Despite that, for years, the Niners have treated it like I treat my home improvement projects:

They don’t spend a bunch of money on it. They don’t use high-level draft picks to help it out. They’ve watched Hall of Famer Trent Williams get older and older and haven’t exactly gotten around to finding his replacement.

Instead, the Niners insist that Shanahan’s offensive scheme and offensive line coach Chris Foerster’s magic touch can turn a pile of mismatched spare parts (and Williams) into a functional front.

And when you see Brock Purdy scrambling for his life on second-and-long, it’s hard to believe them.

But then there’s a game like Sunday’s against the Saints, where the 49ers provided a clear, undeniable reminder that their unique philosophy isn’t a pipe dream, but rather a fully-functioning, if slightly-insane reality.

Starting left guard Ben Bartch, a journeyman for whom “starter” was still a bit of a stretch, played 10 snaps and left the game with an ankle sprain. And in came Connor Colby, a seventh-round rookie; a kid who was described by his coaches as a “project” in training camp and was in a legitimate battle for a roster spot with an undrafted free agent.

It had all the makings of a football horror story.

Instead, it was a 310-pound fairy tale.

Colby wasn’t just “not bad.” He was outstanding. He wasn’t a liability.
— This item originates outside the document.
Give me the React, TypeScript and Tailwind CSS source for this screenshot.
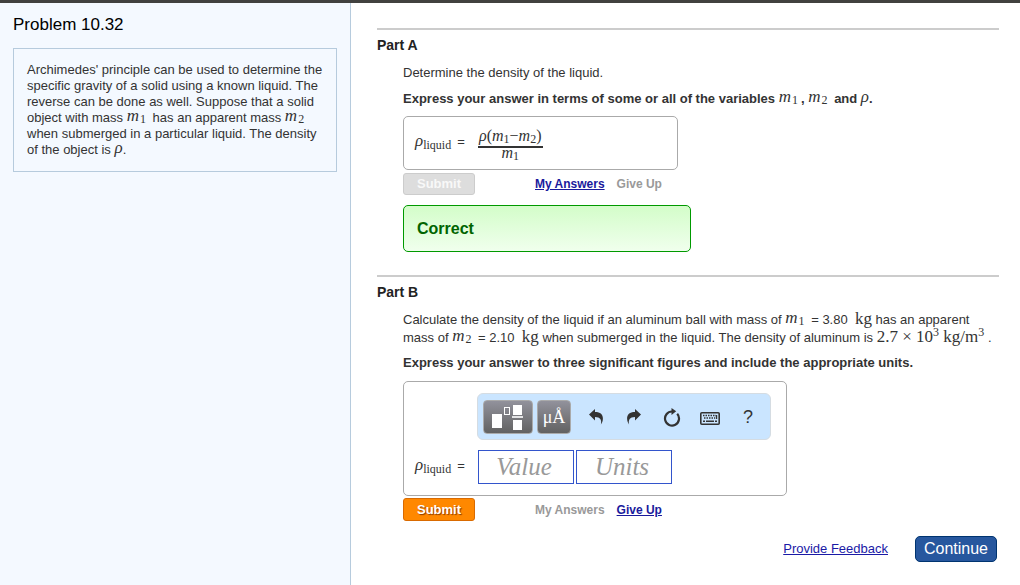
import type { ReactNode } from 'react';

function Sub({ children }: { children: ReactNode }) {
  return <span className="pl-px align-[-2px] text-[12px]">{children}</span>;
}

function MathVar({ name, sub }: { name: string; sub?: string }) {
  return (
    <span
      className={`align-[1px] font-['Liberation_Serif',serif] text-[17px] leading-[0] font-normal ${sub ? 'mr-[3px]' : ''}`}
    >
      <i>{name}</i>
      {sub && <Sub>{sub}</Sub>}
    </span>
  );
}

function Unit({ children }: { children: ReactNode }) {
  return <span className="font-['Liberation_Serif',serif] text-[17px] leading-[0]">{children}</span>;
}

function RhoLiquid() {
  return (
    <span className="w-[63px] shrink-0 pb-1 whitespace-nowrap font-['Liberation_Serif',serif] text-[17px] leading-5">
      <i>ρ</i>
      <span className="align-[-3px] text-[12px] leading-[0]">liquid</span>
      <span className="pl-1.5 font-['Liberation_Sans',sans-serif] text-[13px]">=</span>
    </span>
  );
}

function TemplatesIcon() {
  return (
    <svg width="34" height="26" viewBox="0 0 34 26" aria-hidden="true">
      <rect x="1" y="10" width="10" height="14" fill="#fff" />
      <rect x="13.5" y="3.5" width="5" height="7" fill="none" stroke="#fff" />
      <rect x="22" y="1" width="9" height="10" fill="#fff" />
      <rect x="21" y="12" width="11" height="2" fill="#fff" opacity="0.8" />
      <rect x="22" y="16" width="9" height="10" fill="#fff" />
    </svg>
  );
}

function UndoIcon({ flip = false }: { flip?: boolean }) {
  return (
    <svg width="16" height="18" viewBox="0 0 16 18" fill="#333" aria-hidden="true" className={flip ? '-scale-x-100' : ''}>
      <path d="M1 6.5 7 1v3c5.500 0 8 2.500 7.900 6.800-.1 2.400-.9 4.200-2 5.700 1-4.500-.5-7.500-5.900-7.500v3.500Z" />
    </svg>
  );
}

function ResetIcon() {
  return (
    <svg width="18" height="20" viewBox="0 0 18 20" fill="none" aria-hidden="true">
      <path d="M9 4.500A7 7 0 1 0 14.200 6.800" stroke="#333" strokeWidth="2.200" />
      <path d="M8.500 1 13.200 4.300 8.500 8Z" fill="#333" />
    </svg>
  );
}

function KeyboardIcon() {
  return (
    <svg width="20" height="13" viewBox="0 0 20 13" fill="none" stroke="#333" aria-hidden="true" className="mt-1">
      <rect x="0.8" y="0.8" width="18.4" height="11.4" rx="1" strokeWidth="1.600" />
      <path d="M3 3.500h13M4 6h11" strokeWidth="1.400" strokeDasharray="1.500 1" />
      <path d="M3 9.200h2M6 9.200h8M15 9.200h2M16.500 3v4" strokeWidth="1.400" />
    </svg>
  );
}

function ActionLink({ children, disabled = false }: { children: ReactNode; disabled?: boolean }) {
  if (disabled) {
    return <span className="text-[#999]">{children}</span>;
  }
  return (
    <a href="#" className="text-[#1a1a9c] underline">
      {children}
    </a>
  );
}

function Part({ title, children }: { title: string; children: ReactNode }) {
  return (
    <section className="border-t-2 border-[#ccc] pt-[7px]">
      <h2 className="text-[14px] leading-4 font-bold text-[#222]">{title}</h2>
      <div className="pl-[26px]">{children}</div>
    </section>
  );
}

const toolButton =
  'flex h-[34px] items-center justify-center rounded-[4px] border border-[#aaa] bg-linear-to-b from-[#92929c] to-[#626262] text-white';
const iconButton = 'flex h-8 w-[38px] items-center justify-center';
const valueInput =
  "h-[34px] w-24 border border-[#3355cc] bg-white pr-1 text-center font-['Liberation_Serif',serif] text-[25px] italic placeholder:text-[#999]";

export default function App() {
  return (
    <div className="flex min-h-screen flex-col border-t-[3px] border-[#41413f] bg-white font-['Liberation_Sans',Arial,sans-serif] text-[13px] leading-4 text-[#333]">
      <div className="flex flex-1">
        <aside className="w-[351px] shrink-0 border-r border-[#b6cbdd] bg-[#f4f9ff] px-[13px] pt-3">
          <h1 className="text-[17px] leading-5 text-black">Problem 10.32</h1>
          <div className="mt-[13px] border border-[#b6cbdd] p-[13px]">
            <p>
              Archimedes' principle can be used to determine the specific gravity of a solid using a known liquid. The
              reverse can be done as well. Suppose that a solid object with mass <MathVar name="m" sub="1" /> has an
              apparent mass <MathVar name="m" sub="2" /> when submerged in a particular liquid. The density of the
              object is <MathVar name="ρ" />.
            </p>
          </div>
        </aside>

        <main className="min-w-0 flex-1 pt-[25px] pr-[21px] pl-[26px]">
          <Part title="Part A">
            <p className="mt-3">Determine the density of the liquid.</p>
            <p className="mt-[10px] font-bold">
              Express your answer in terms of some or all of the variables <MathVar name="m" sub="1" />,{' '}
              <MathVar name="m" sub="2" /> and <MathVar name="ρ" />.
            </p>
            <div className="mt-[9px] flex h-[54px] w-[275px] items-center rounded-[5px] border border-[#aaa] pl-[11px]">
              <RhoLiquid />
              <span className="flex flex-col items-center font-['Liberation_Serif',serif] text-[16px] leading-4">
                <span className="border-b-2 border-[#333] px-px pb-0.5">
                  <i>ρ</i>(<i>m</i>
                  <span className="align-[-2px] text-[12px] leading-[0]">1</span>−<i>m</i>
                  <span className="align-[-2px] text-[12px] leading-[0]">2</span>)
                </span>
                <span className="leading-[10px]">
                  <i>m</i>
                  <span className="align-[-2px] text-[12px] leading-[0]">1</span>
                </span>
              </span>
            </div>
            <div className="mt-[3px] flex items-center text-[12px] font-bold">
              <button
                type="button"
                disabled
                className="h-[22px] w-[72px] rounded-[3px] border border-[#ccc] bg-[#ddd] text-[13px] text-[#f8f8f8]"
              >
                Submit
              </button>
              <div className="ml-[60px] flex gap-3">
                <ActionLink>My Answers</ActionLink>
                <ActionLink disabled>Give Up</ActionLink>
              </div>
            </div>
            <div className="mt-[10px] w-[288px] rounded-[5px] border border-[#090] bg-linear-to-b from-[#d3fdc9] to-[#f0ffed] px-[13px] py-3">
              <p className="text-[16px] leading-[21px] font-bold text-[#006400]">Correct</p>
            </div>
          </Part>

          <div className="mt-[23px]">
            <Part title="Part B">
              <p className="mt-[11px] leading-[18px]">
                Calculate the density of the liquid if an aluminum ball with mass of <MathVar name="m" sub="1" /> ={' '}
                3.80&nbsp; <Unit>kg</Unit> has an apparent mass of <MathVar name="m" sub="2" /> = 2.10&nbsp;{' '}
                <Unit>kg</Unit> when submerged in the liquid. The density of aluminum is{' '}
                <span className="whitespace-nowrap">
                  <Unit>
                    2.7 × 10<sup className="text-[12px]">3</sup> kg/m
                    <sup className="text-[12px]">3</sup>
                  </Unit>{' '}
                  .
                </span>
              </p>
              <p className="mt-2 font-bold">
                Express your answer to three significant figures and include the appropriate units.
              </p>
              <div className="mt-[10px] flex h-[115px] w-[384px] flex-col rounded-[5px] border border-[#aaa] pt-[11px] pr-[15px] pl-[11px]">
                <div className="ml-[62px] flex h-[47px] items-center rounded-[6px] border border-[#d5dce2] bg-[#cae5ff] pl-[5px]">
                  <button type="button" aria-label="Templates" className={`${toolButton} w-[50px]`}>
                    <TemplatesIcon />
                  </button>
                  <button
                    type="button"
                    className={`${toolButton} ml-1 w-[34px] font-['Liberation_Serif',serif] text-[18px]`}
                  >
                    μÅ
                  </button>
                  <div className="ml-1.5 flex">
                    <button type="button" aria-label="Undo" className={iconButton}>
                      <UndoIcon />
                    </button>
                    <button type="button" aria-label="Redo" className={iconButton}>
                      <UndoIcon flip />
                    </button>
                    <button type="button" aria-label="Reset" className={iconButton}>
                      <ResetIcon />
                    </button>
                    <button type="button" aria-label="Keyboard shortcuts" className={iconButton}>
                      <KeyboardIcon />
                    </button>
                    <button type="button" aria-label="Help" className={`${iconButton} text-[18px]`}>
                      ?
                    </button>
                  </div>
                </div>
                <div className="mt-[10px] flex items-center">
                  <RhoLiquid />
                  <div className="flex gap-0.5">
                    <input type="text" aria-label="Value" placeholder="Value" className={valueInput} />
                    <input type="text" aria-label="Units" placeholder="Units" className={valueInput} />
                  </div>
                </div>
              </div>
              <div className="mt-0.5 flex items-center text-[12px] font-bold">
                <button
                  type="button"
                  className="h-[23px] w-[72px] rounded-[3px] border border-[#d96a00] bg-[#ff8800] text-[13px] text-white text-shadow-[1px_1px_1px_#8a3c00]"
                >
                  Submit
                </button>
                <div className="ml-[60px] flex gap-3">
                  <ActionLink disabled>My Answers</ActionLink>
                  <ActionLink>Give Up</ActionLink>
                </div>
              </div>
            </Part>
          </div>

          <footer className="mt-[15px] flex items-center justify-end gap-[27px] pr-0.5">
            <a href="#" className="text-[#1a1aa6] underline">
              Provide Feedback
            </a>
            <button
              type="button"
              className="h-[26px] w-[82px] rounded-[5px] border border-[#003470] bg-[#27579e] text-[16px] text-white"
            >
              Continue
            </button>
          </footer>
        </main>
      </div>
    </div>
  );
}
He was a force.

And the 49ers’ game plan didn’t shrink with him on the field; it grew.

He was so good, in fact, that it’s fair to wonder if the 49ers just found their starting left guard for the next five years with the 249th pick of this most recent draft.

This, despite offensive lines around the league being so starved for talent that guys like former Niner Aaron Banks can get a $77 million contract.

 

This is simply not normal.

Unless you’re the 49ers, that is.

Foerster explained the team’s o-line philosophy last year, saying there’s a line with offensive line play. If you drop below it — the “can’t block anybody” point — it’s a “gaping hole” and you’re in a world of trouble as a team.

But if a lineman — tackle, guard, or center — is at that line, or just above it, the Niners can get by.

The Niners’ philosophy is to find a bunch of guys who can be “at that line.” A bunch of guys who everyone else overlooks, but who, with their system and coaching, become just good enough.

Yes, the Niners are doing Moneyball, but with the offensive line.

Call it Brawnyball.

And, of course, it helps to inherit Joe Staley to play left tackle, and then replace him with Williams in one of the NFL’s all-time trade heists, but look at their starting front now: a future Hall of Famer, sure, but also a seventh-round rookie, a third-round sophomore who started all of his rookie season, and a center and a right tackle who were once practice squad guys. It’s not exactly the Avengers.

Colby fits right in. And he is, unquestionably, above Foerster’s line. His college tape from Iowa showed a kid with excellent movement skills, perfect for the Niners’ offense, but with awful footwork in pass protection. He’d lunge, he’d get too heavy, and he’d be demolished rep after rep.

But on Sunday, against a heavy Saints front, his feet kept moving, he stayed balanced, and he didn’t allow a single pressure. His movement skills were on full display in the run game, as he not only reached second-level defenders, but he also delivered serious force to them.

No one saw this coming from him. Perhaps not even the Niners. And yes, it was just one game, but the performance was undeniable. The kid can play.

The 49ers, it seems, have found another unheralded gem from their dusty, dowdy-looking mine. And in doing so, they’ve proven once again that their externally maligned approach to the offensive line isn’t just a gimmick, it’s a bonafide method.

And it’s a huge reason why they have been able to go from a chaotic month of off-field nonsense and never-ending injuries to a 2-0 start and a season that’s still on track.

Yes, Brawnyball works. Even if you can’t quite understand why.